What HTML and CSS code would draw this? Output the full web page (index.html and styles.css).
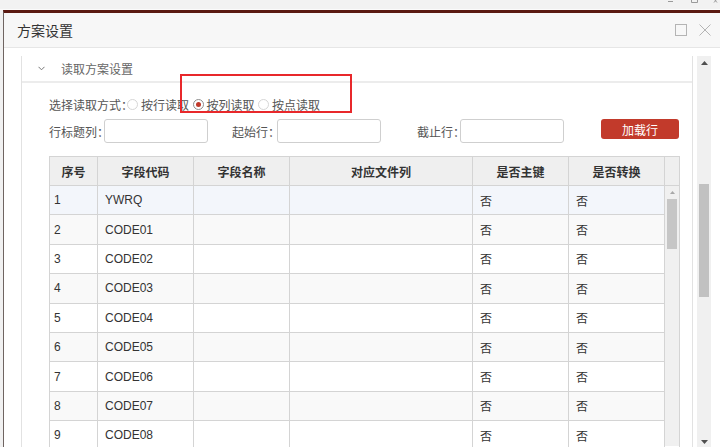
FILE: index.html
```html
<!DOCTYPE html>
<html lang="zh-CN">
<head>
<meta charset="utf-8">
<title>方案设置</title>
<link rel="stylesheet" href="styles.css">
</head>
<body>
<div class="bgbar">
  <svg class="wctl" width="60" height="9" viewBox="0 0 60 9">
    <path d="M8 1.5H13" stroke="#9a9a9a" stroke-width="1"/>
    <path d="M31.5 -3V2.5H37.5V-3" fill="none" stroke="#9a9a9a" stroke-width="1"/>
    <path d="M54 -1L57 2.5M57 -1L54 2.5" stroke="#9a9a9a" stroke-width="1"/>
  </svg>
</div>
<div class="dialog">
  <div class="titlebar">
    <span class="title">方案设置</span>
    <span class="tb-icons">
      <svg class="ico" width="12" height="12" viewBox="0 0 12 12"><rect x="0.5" y="0.5" width="11" height="11" fill="none" stroke="#b4b4b4" stroke-width="1"/></svg>
      <svg class="ico" width="12" height="12" viewBox="0 0 12 12"><path d="M0.5 0.5L11.5 11.5M11.5 0.5L0.5 11.5" stroke="#b4b4b4" stroke-width="1"/></svg>
    </span>
  </div>
  <div class="content">
    <div class="panel">
      <div class="panel-head">
        <svg class="chev" width="7" height="5" viewBox="0 0 7 5"><path d="M0.5 0.8L3.5 3.8L6.5 0.8" fill="none" stroke="#777" stroke-width="1"/></svg>
        <span class="panel-title">读取方案设置</span>
      </div>
      <div class="panel-body">
        <div class="row-radio">
          <span class="lbl lbl-mode">选择读取方式：</span>
          <label class="radio"><span class="circle"></span><span class="rtext">按行读取</span></label>
          <label class="radio"><span class="circle on"></span><span class="rtext">按列读取</span></label>
          <label class="radio"><span class="circle"></span><span class="rtext">按点读取</span></label>
        </div>
        <div class="row-inputs">
          <span class="lbl lbl-a">行标题列：</span>
          <span class="inp"></span>
          <span class="lbl lbl-b">起始行：</span>
          <span class="inp"></span>
          <span class="lbl lbl-c">截止行：</span>
          <span class="inp"></span>
          <span class="btn">加载行</span>
        </div>
        <div class="grid">
          <div class="ghead">
            <div class="th">序号</div>
            <div class="th">字段代码</div>
            <div class="th">字段名称</div>
            <div class="th">对应文件列</div>
            <div class="th">是否主键</div>
            <div class="th">是否转换</div>
            <div class="th th-sb"></div>
          </div>
          <div class="gbody">
            <div class="rows">
              <div class="tr sel"><div class="td n">1</div><div class="td">YWRQ</div><div class="td"></div><div class="td"></div><div class="td">否</div><div class="td">否</div></div>
              <div class="tr alt"><div class="td n">2</div><div class="td">CODE01</div><div class="td"></div><div class="td"></div><div class="td">否</div><div class="td">否</div></div>
              <div class="tr"><div class="td n">3</div><div class="td">CODE02</div><div class="td"></div><div class="td"></div><div class="td">否</div><div class="td">否</div></div>
              <div class="tr alt"><div class="td n">4</div><div class="td">CODE03</div><div class="td"></div><div class="td"></div><div class="td">否</div><div class="td">否</div></div>
              <div class="tr"><div class="td n">5</div><div class="td">CODE04</div><div class="td"></div><div class="td"></div><div class="td">否</div><div class="td">否</div></div>
              <div class="tr alt"><div class="td n">6</div><div class="td">CODE05</div><div class="td"></div><div class="td"></div><div class="td">否</div><div class="td">否</div></div>
              <div class="tr"><div class="td n">7</div><div class="td">CODE06</div><div class="td"></div><div class="td"></div><div class="td">否</div><div class="td">否</div></div>
              <div class="tr alt"><div class="td n">8</div><div class="td">CODE07</div><div class="td"></div><div class="td"></div><div class="td">否</div><div class="td">否</div></div>
              <div class="tr"><div class="td n">9</div><div class="td">CODE08</div><div class="td"></div><div class="td"></div><div class="td">否</div><div class="td">否</div></div>
              <div class="tr alt"><div class="td n">10</div><div class="td">CODE09</div><div class="td"></div><div class="td"></div><div class="td">否</div><div class="td">否</div></div>
            </div>
            <div class="gscroll">
              <div class="gs-up"><svg width="5" height="3" viewBox="0 0 5 3"><path d="M0 3L2.5 0L5 3Z" fill="#a8a8a8"/></svg></div>
              <div class="gs-thumb"></div>
            </div>
          </div>
        </div>
      </div>
    </div>
    <div class="vscroll">
      <div class="vs-up"><svg width="7" height="4" viewBox="0 0 7 4"><path d="M0 4L3.5 0L7 4Z" fill="#505050"/></svg></div>
      <div class="vs-thumb"></div>
      <div class="vs-fill"></div>
      <div class="vs-down"><svg width="7" height="4" viewBox="0 0 7 4"><path d="M0 0L3.5 4L7 0Z" fill="#505050"/></svg></div>
    </div>
  </div>
</div>
<div class="annot"></div>
</body>
</html>
```

FILE: styles.css
```css
* { box-sizing: border-box; }
html, body { margin: 0; padding: 0; }
body {
  width: 720px;
  height: 447px;
  overflow: hidden;
  position: relative;
  background: #f1f1f1;
  font-family: "Liberation Sans", "Noto Sans CJK SC", sans-serif;
  font-size: 12px;
  color: #333;
}

.bgbar {
  height: 10px;
  display: flex;
  justify-content: flex-end;
  border-bottom: 1px solid #fbfbfb;
  background: #f2f2f2;
}
.wctl { display: block; }

.dialog {
  margin-left: 3px;
  height: 437px;
  background: #fff;
  border-top: 3px solid #5a1911;
  border-left: 1px solid #6f6461;
}

.titlebar {
  height: 35px;
  background: #f7f7f7;
  border-bottom: 1px solid #e6e6e6;
  display: flex;
  align-items: center;
  justify-content: space-between;
  padding: 0 9px 0 13px;
}
.title {
  font-family: "Noto Sans CJK SC", sans-serif;
  font-size: 14px;
  color: #333;
}
.tb-icons { display: flex; gap: 12px; }
.ico { display: block; }

.content {
  display: flex;
  padding-top: 8px;
  height: 399px;
}

.panel {
  margin-left: 17px;
  width: 672px;
  border-left: 1px solid #e2e2e2;
  border-right: 1px solid #e2e2e2;
}
.panel-head {
  height: 27px;
  border-bottom: 2px solid #ececec;
  display: flex;
  align-items: center;
  padding-left: 16px;
}
.chev { display: block; }
.panel-title {
  margin-left: 16px;
  font-family: "Noto Sans CJK SC", sans-serif;
  font-size: 12px;
  color: #666;
}

.panel-body { padding: 11px 0 0 27px; }

.lbl {
  font-family: "Noto Sans CJK SC", sans-serif;
  font-size: 12px;
  color: #555;
  white-space: nowrap;
  flex: none;
}
.lbl-mode { width: 78px; }
.lbl-a { width: 55px; }
.lbl-b { width: 45px; margin-left: 24px; }
.lbl-c { width: 43px; margin-left: 36px; }

.row-radio {
  height: 20px;
  display: flex;
  align-items: center;
}
.radio {
  display: flex;
  align-items: center;
  margin-right: 3.5px;
}
.circle {
  width: 11px;
  height: 11px;
  border-radius: 50%;
  border: 1px solid #d6d6d6;
  background: #fff;
  margin-right: 3px;
  display: flex;
  align-items: center;
  justify-content: center;
}
.circle.on { border-color: #8e8e8e; }
.circle.on::after {
  content: "";
  width: 5px;
  height: 5px;
  border-radius: 50%;
  background: #c0392b;
}
.rtext {
  font-family: "Noto Sans CJK SC", sans-serif;
  font-size: 12px;
  color: #555;
}

.row-inputs {
  margin-top: 5px;
  height: 24px;
  display: flex;
  align-items: center;
}
.inp {
  width: 104px;
  height: 24px;
  border: 1px solid #cfcfcf;
  border-radius: 3px;
  background: #fff;
  flex: none;
}
.btn {
  align-self: flex-start;
  margin-left: 37px;
  width: 78px;
  height: 20px;
  border-radius: 3px;
  background: #c23a2b;
  color: #fff;
  font-family: "Noto Sans CJK SC", sans-serif;
  font-size: 12px;
  display: flex;
  align-items: center;
  justify-content: center;
}

.grid {
  margin-top: 13px;
  width: 631px;
  border: 1px solid #d4d4d4;
  border-bottom: none;
}
.ghead {
  display: grid;
  grid-template-columns: 48px 96px 96px 183px 96px 96px 14px;
  height: 29px;
  background: #efefef;
  border-bottom: 1px solid #d4d4d4;
}
.th {
  border-right: 1px solid #d4d4d4;
  display: flex;
  align-items: center;
  justify-content: center;
  font-family: "Noto Sans CJK SC", sans-serif;
  font-weight: bold;
  font-size: 12px;
  color: #333;
}
.th-sb { border-right: none; }

.gbody { display: flex; }
.rows { width: 615px; }
.tr {
  display: grid;
  grid-template-columns: 48px 96px 96px 183px 96px 96px;
  height: 29.4px;
  border-bottom: 1px solid #d4d4d4;
  background: #fff;
}
.tr.alt { background: #f9f9f9; }
.tr.sel { background: #f3f6fb; }
.td {
  border-right: 1px solid #d4d4d4;
  display: flex;
  align-items: center;
  padding-left: 7px;
  font-size: 12px;
  color: #333;
}
.td.n { padding-left: 4px; }

.gscroll {
  width: 14px;
  background: #f0f0f0;
  height: 260px;
}
.gs-up {
  height: 13px;
  display: flex;
  align-items: center;
  justify-content: center;
}
.gs-up svg { display: block; }
.gs-thumb {
  margin-left: 2px;
  width: 10px;
  height: 50px;
  background: #c6c6c6;
}

.vscroll {
  margin-left: 4px;
  width: 14px;
  background: #f0f0f0;
  display: flex;
  flex-direction: column;
}
.vs-up, .vs-down {
  height: 14px;
  display: flex;
  align-items: center;
  justify-content: center;
  flex: none;
}
.vs-up svg, .vs-down svg { display: block; }
.vs-thumb {
  margin: 114px 0 0 2px;
  width: 10px;
  height: 113px;
  background: #c1c1c1;
  flex: none;
}
.vs-fill { flex: 1; }
.vs-down { align-items: flex-end; padding-bottom: 3px; }

.annot {
  position: absolute;
  left: 180px;
  top: 74px;
  width: 172px;
  height: 39px;
  border: 2px solid #e8282b;
}
```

▸ **PROBLEM TO WORK ON**
Show all lines from the data above in which the word "styles" appears.

▸ **ANSWER FOR THE TASK**
What HTML and CSS code would draw this? Output the full web page (index.html and styles.css).
<link rel="stylesheet" href="styles.css">
FILE: styles.css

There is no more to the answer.